Your development must be in accordance with the
building regulations. These regulations set out the basic
design and construction requirements and apply to all
new buildings, extensions, alterations and certain changes
of use of existing buildings. Details of the building
regulations and of the associated procedures are available
in PL.11 - A Guide to the Building Regulations. Further
information may be obtained from your local authority.
You may also need other types of approval e.g. making a
new connection to a sewer. Contact your local authority
in such cases.

24. Should I notify my neighbours beforehand?
This is not a legal requirement for exempted development.
However, it is in your interest to let neighbours know
about work you intend to carry out to your property.
They are likely to be as concerned about work which
might affect them as you would be if the roles were
reversed. You may be able to meet some of your
neighbour’s worries by modifying your proposals. Even if
you decide not to change, it is usually better to have told
your neighbours before the building work starts.

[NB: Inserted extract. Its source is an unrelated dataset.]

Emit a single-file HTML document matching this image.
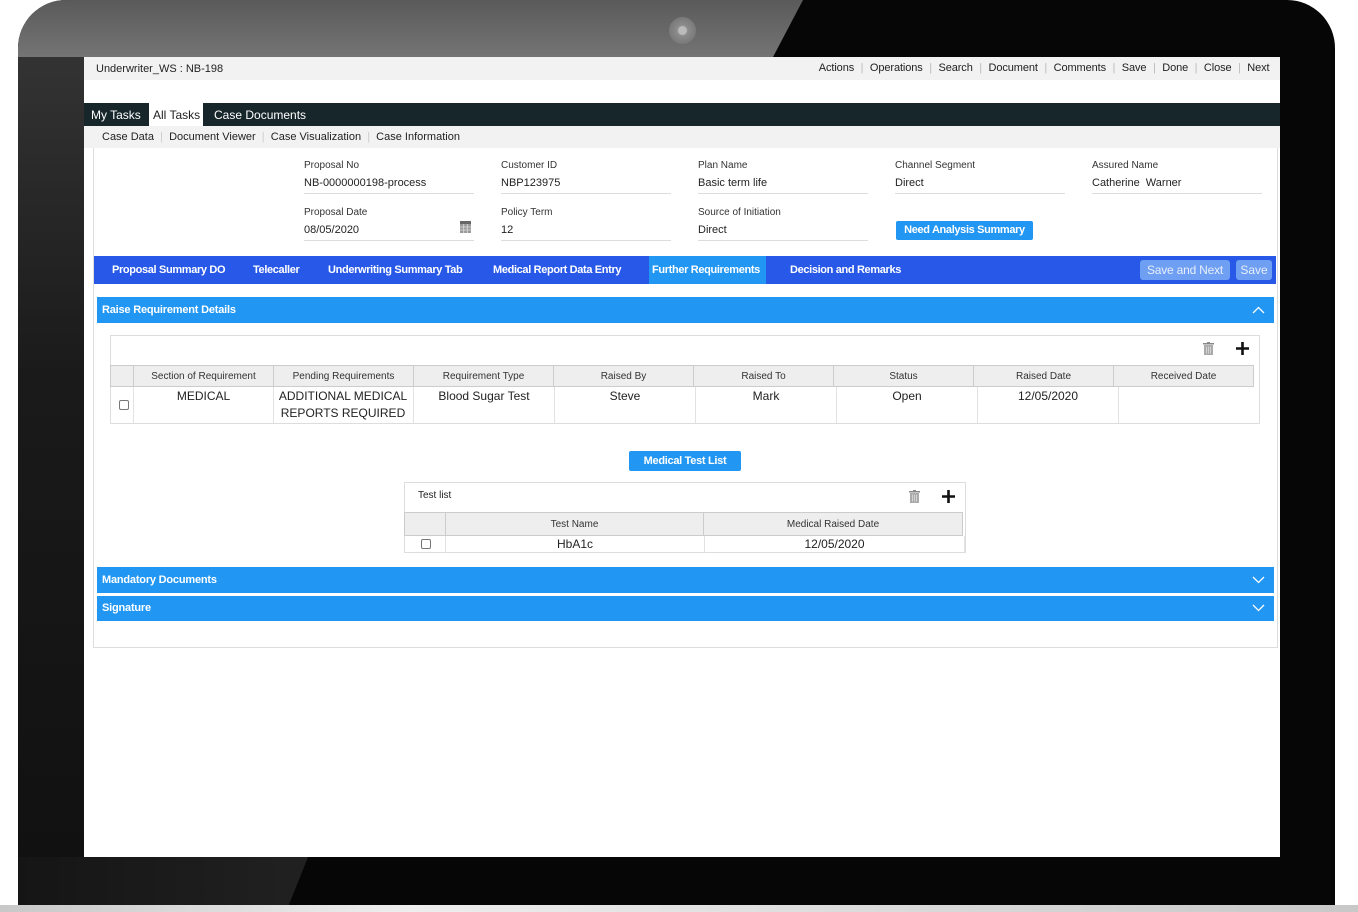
<!DOCTYPE html>
<html><head><meta charset="utf-8"><style>
*{box-sizing:border-box;margin:0;padding:0}
body{width:1358px;height:912px;background:#fff;position:relative;overflow:hidden;font-family:"Liberation Sans",sans-serif;color:#222}
.abs{position:absolute}
.bezel{left:18px;top:0;width:1317px;height:912px;background:#060606;border-radius:48px 48px 0 0}
.refl{left:18px;top:0;width:1317px;height:57px;border-radius:48px 0 0 0;background:linear-gradient(180deg,#5a5a5a,#747474);clip-path:polygon(0 0,785px 0,755px 57px,0 57px)}
.refl2{left:18px;top:57px;width:66px;height:800px;background:linear-gradient(180deg,#333,#1a1a1a 40%,#111)}
.reflb{left:18px;top:857px;width:320px;height:50px;background:linear-gradient(90deg,#151515,#222);clip-path:polygon(0 0,290px 0,270px 50px,0 50px)}
.cam{left:669px;top:17px;width:27px;height:27px;border-radius:50%;background:radial-gradient(circle,#bbb 0 4px,#8d8d8d 5px,#7a7a7a 13px)}
.base{left:0;top:905px;width:1358px;height:7px;background:linear-gradient(90deg,#c8c8c8,#eee 30%,#ddd 60%,#c8c8c8)}
.screen{left:84px;top:57px;width:1196px;height:800px;background:#fff;overflow:hidden}
.topbar{left:0;top:0;width:1196px;height:23px;background:#f2f2f2;font-size:11px}
.menu{font-size:11px;letter-spacing:-0.1px}
.menu span{margin:0 6.5px}
.menu i{color:#bbb;font-style:normal}
.dark{left:0;top:46px;width:1196px;height:23px;background:#17262b;font-size:12px;color:#fff}
.sub{left:0;top:69px;width:1196px;height:22px;background:#f2f2f2;font-size:11px}
.panel{left:9px;top:91px;width:1185px;height:500px;border:1px solid #ddd;border-top:none}
.lbl{font-size:10px;color:#333}
.val{font-size:11px;color:#222}
.ul{height:1px;background:#ddd;width:170px}
.tabs{left:10px;top:199px;width:1182px;height:28px;background:#2858e8;color:#fff;font-size:11px;font-weight:bold;letter-spacing:-0.35px}
.tabs span{position:absolute;top:8px}
.sec{left:13px;width:1177px;height:26px;background:#2196f3;color:#fff;font-size:11px;font-weight:bold;letter-spacing:-0.2px}
.tbl{border:1px solid #ddd;background:#fff}
.th{background:#eee;border:1px solid #ccc;font-size:10px;text-align:center;color:#333;position:absolute;padding-top:5px}
.td{border-right:1px solid #e2e2e2;font-size:12px;text-align:center;position:absolute;padding-top:2px;color:#222}
.cb{width:10px;height:10px;border:1px solid #777;border-radius:2px;position:absolute;background:#fff}
</style></head><body>
<div class="abs bezel"></div>
<div class="abs refl"></div>
<div class="abs refl2"></div>
<div class="abs reflb"></div>
<div class="abs cam"></div>
<div class="abs base"></div>
<div class="abs screen">
 <div class="abs topbar"><span class="abs" style="left:12px;top:6px">Underwriter_WS : NB-198</span>
  <div class="abs menu" style="right:4px;top:5px"><span>Actions</span><i>|</i><span>Operations</span><i>|</i><span>Search</span><i>|</i><span>Document</span><i>|</i><span>Comments</span><i>|</i><span>Save</span><i>|</i><span>Done</span><i>|</i><span>Close</span><i>|</i><span>Next</span></div></div>
 <div class="abs dark"><span class="abs" style="left:7px;top:5px">My Tasks</span>
  <div class="abs" style="left:65px;top:0;width:54px;height:23px;background:#fff;color:#222"><span class="abs" style="left:4px;top:5px">All Tasks</span></div>
  <span class="abs" style="left:130px;top:5px">Case Documents</span></div>
 <div class="abs sub"><span class="abs" style="left:18px;top:5px">Case Data <i style="color:#ccc;font-style:normal">&nbsp;|&nbsp;</i> Document Viewer <i style="color:#ccc;font-style:normal">&nbsp;|&nbsp;</i> Case Visualization <i style="color:#ccc;font-style:normal">&nbsp;|&nbsp;</i> Case Information</span></div>
 <div class="abs panel"></div>
 <div class="abs lbl" style="left:220px;top:103px">Proposal No</div><div class="abs val" style="left:220px;top:120px">NB-0000000198-process</div><div class="abs ul" style="left:220px;top:136px"></div>
 <div class="abs lbl" style="left:417px;top:103px">Customer ID</div><div class="abs val" style="left:417px;top:120px">NBP123975</div><div class="abs ul" style="left:417px;top:136px"></div>
 <div class="abs lbl" style="left:614px;top:103px">Plan Name</div><div class="abs val" style="left:614px;top:120px">Basic term life</div><div class="abs ul" style="left:614px;top:136px"></div>
 <div class="abs lbl" style="left:811px;top:103px">Channel Segment</div><div class="abs val" style="left:811px;top:120px">Direct</div><div class="abs ul" style="left:811px;top:136px"></div>
 <div class="abs lbl" style="left:1008px;top:103px">Assured Name</div><div class="abs val" style="left:1008px;top:120px">Catherine&nbsp; Warner</div><div class="abs ul" style="left:1008px;top:136px"></div>
 <div class="abs lbl" style="left:220px;top:150px">Proposal Date</div><div class="abs val" style="left:220px;top:167px">08/05/2020</div>
 <svg class="abs" style="left:376px;top:164px" width="11" height="12" viewBox="0 0 11 12"><rect x="0" y="0" width="11" height="3" fill="#666"/><rect x="0" y="3" width="11" height="9" fill="#999"/><path d="M0 6h11M0 9h11M3.7 3v9M7.3 3v9" stroke="#ddd" stroke-width="0.8"/></svg>
 <div class="abs ul" style="left:220px;top:183px"></div>
 <div class="abs lbl" style="left:417px;top:150px">Policy Term</div><div class="abs val" style="left:417px;top:167px">12</div><div class="abs ul" style="left:417px;top:183px"></div>
 <div class="abs lbl" style="left:614px;top:150px">Source of Initiation</div><div class="abs val" style="left:614px;top:167px">Direct</div><div class="abs ul" style="left:614px;top:183px"></div>
 <div class="abs" style="left:812px;top:164px;width:137px;height:19px;background:#2196f3;color:#fff;font-size:11px;font-weight:bold;text-align:center;padding-top:3px;border-radius:2px;letter-spacing:-0.35px">Need Analysis Summary</div>
 <div class="abs tabs">
  <span style="left:18px">Proposal Summary DO</span><span style="left:159px">Telecaller</span><span style="left:234px">Underwriting Summary Tab</span><span style="left:399px">Medical Report Data Entry</span>
  <div class="abs" style="left:555px;top:0;width:117px;height:28px;background:#2196f3"></div><span style="left:558px">Further Requirements</span>
  <span style="left:696px">Decision and Remarks</span>
  <div class="abs" style="left:1046px;top:4px;width:90px;height:20px;background:#6e9ff2;border-radius:3px;color:#e8eefc;font-weight:normal;font-size:12px;text-align:center;padding-top:3px;letter-spacing:-0.2px">Save and Next</div>
  <div class="abs" style="left:1142px;top:4px;width:36px;height:20px;background:#6e9ff2;border-radius:3px;color:#e8eefc;font-weight:normal;font-size:12px;text-align:center;padding-top:3px;letter-spacing:0">Save</div>
 </div>
 <div class="abs sec" style="top:240px"><span class="abs" style="left:5px;top:7px">Raise Requirement Details</span>
  <svg class="abs" style="right:9px;top:9px" width="13" height="8" viewBox="0 0 13 8"><path d="M1 7L6.5 1.5 12 7" fill="none" stroke="#fff" stroke-width="1.3"/></svg></div>
 <div class="abs tbl" style="left:26px;top:278px;width:1150px;height:89px"></div>
 <svg class="abs" style="left:1119px;top:285px" width="11" height="13" viewBox="0 0 11 13"><rect x="0" y="1" width="11" height="1.5" fill="#888"/><rect x="4" y="0" width="3" height="1.5" fill="#888"/><rect x="1" y="3" width="9" height="10" fill="#aaa"/><path d="M3.5 4.5v7M5.5 4.5v7M7.5 4.5v7" stroke="#ddd" stroke-width="0.8"/></svg>
 <svg class="abs" style="left:1152px;top:285px" width="13" height="13" viewBox="0 0 13 13"><path d="M6.5 0v13M0 6.5h13" stroke="#111" stroke-width="2.6"/></svg>
 <div class="abs th" style="left:26px;top:308px;width:24px;height:22px"></div>
 <div class="abs th" style="left:49px;top:308px;width:141px;height:22px">Section of Requirement</div>
 <div class="abs th" style="left:189px;top:308px;width:141px;height:22px">Pending Requirements</div>
 <div class="abs th" style="left:329px;top:308px;width:141px;height:22px">Requirement Type</div>
 <div class="abs th" style="left:469px;top:308px;width:141px;height:22px">Raised By</div>
 <div class="abs th" style="left:609px;top:308px;width:141px;height:22px">Raised To</div>
 <div class="abs th" style="left:749px;top:308px;width:141px;height:22px">Status</div>
 <div class="abs th" style="left:889px;top:308px;width:141px;height:22px">Raised Date</div>
 <div class="abs th" style="left:1029px;top:308px;width:141px;height:22px">Received Date</div>
 <div class="cb" style="left:35px;top:343px"></div>
 <div class="td" style="left:49px;top:330px;width:141px;height:36px;border-left:1px solid #e2e2e2">MEDICAL</div>
 <div class="td" style="left:189px;top:330px;width:141px;height:36px;line-height:17px;padding-top:1px">ADDITIONAL MEDICAL REPORTS REQUIRED</div>
 <div class="td" style="left:330px;top:330px;width:141px;height:36px">Blood Sugar Test</div>
 <div class="td" style="left:471px;top:330px;width:141px;height:36px">Steve</div>
 <div class="td" style="left:612px;top:330px;width:141px;height:36px">Mark</div>
 <div class="td" style="left:753px;top:330px;width:141px;height:36px">Open</div>
 <div class="td" style="left:894px;top:330px;width:141px;height:36px">12/05/2020</div>
 <div class="abs" style="left:545px;top:394px;width:112px;height:20px;background:#2196f3;color:#fff;font-size:11px;font-weight:bold;text-align:center;padding-top:4px;border-radius:2px;letter-spacing:-0.3px">Medical Test List</div>
 <div class="abs tbl" style="left:320px;top:425px;width:562px;height:71px"></div>
 <div class="abs" style="left:334px;top:433px;font-size:10px">Test list</div>
 <svg class="abs" style="left:825px;top:433px" width="11" height="13" viewBox="0 0 11 13"><rect x="0" y="1" width="11" height="1.5" fill="#888"/><rect x="4" y="0" width="3" height="1.5" fill="#888"/><rect x="1" y="3" width="9" height="10" fill="#aaa"/><path d="M3.5 4.5v7M5.5 4.5v7M7.5 4.5v7" stroke="#ddd" stroke-width="0.8"/></svg>
 <svg class="abs" style="left:858px;top:433px" width="13" height="13" viewBox="0 0 13 13"><path d="M6.5 0v13M0 6.5h13" stroke="#111" stroke-width="2.6"/></svg>
 <div class="abs th" style="left:320px;top:455px;width:42px;height:24px"></div>
 <div class="abs th" style="left:361px;top:455px;width:259px;height:24px;padding-top:6px">Test Name</div>
 <div class="abs th" style="left:619px;top:455px;width:260px;height:24px;padding-top:6px">Medical Raised Date</div>
 <div class="cb" style="left:337px;top:482px"></div>
 <div class="td" style="left:361px;top:479px;width:260px;height:17px;border-left:1px solid #e2e2e2;padding-top:1px">HbA1c</div>
 <div class="td" style="left:621px;top:479px;width:260px;height:17px;padding-top:1px">12/05/2020</div>
 <div class="abs sec" style="top:510px"><span class="abs" style="left:5px;top:7px">Mandatory Documents</span>
  <svg class="abs" style="right:9px;top:9px" width="13" height="8" viewBox="0 0 13 8"><path d="M1 1l5.5 5.5L12 1" fill="none" stroke="#fff" stroke-width="1.3"/></svg></div>
 <div class="abs sec" style="top:539px;height:25px"><span class="abs" style="left:5px;top:6px">Signature</span>
  <svg class="abs" style="right:9px;top:8px" width="13" height="8" viewBox="0 0 13 8"><path d="M1 1l5.5 5.5L12 1" fill="none" stroke="#fff" stroke-width="1.3"/></svg></div>
</div>
</body></html>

If you or your contractor need to go on to a neighbour’s
property, you should obtain his or her consent before
doing so.
Alterations or additions to your house may make it more
vulnerable to burglary. Your local Garda Station can
provide helpful advice on ways of reducing risk.

The law governing the planning system is set out in the
Planning and Development Acts 2000 and 2001 and the
Planning and Development Regulations 2001 to 2002.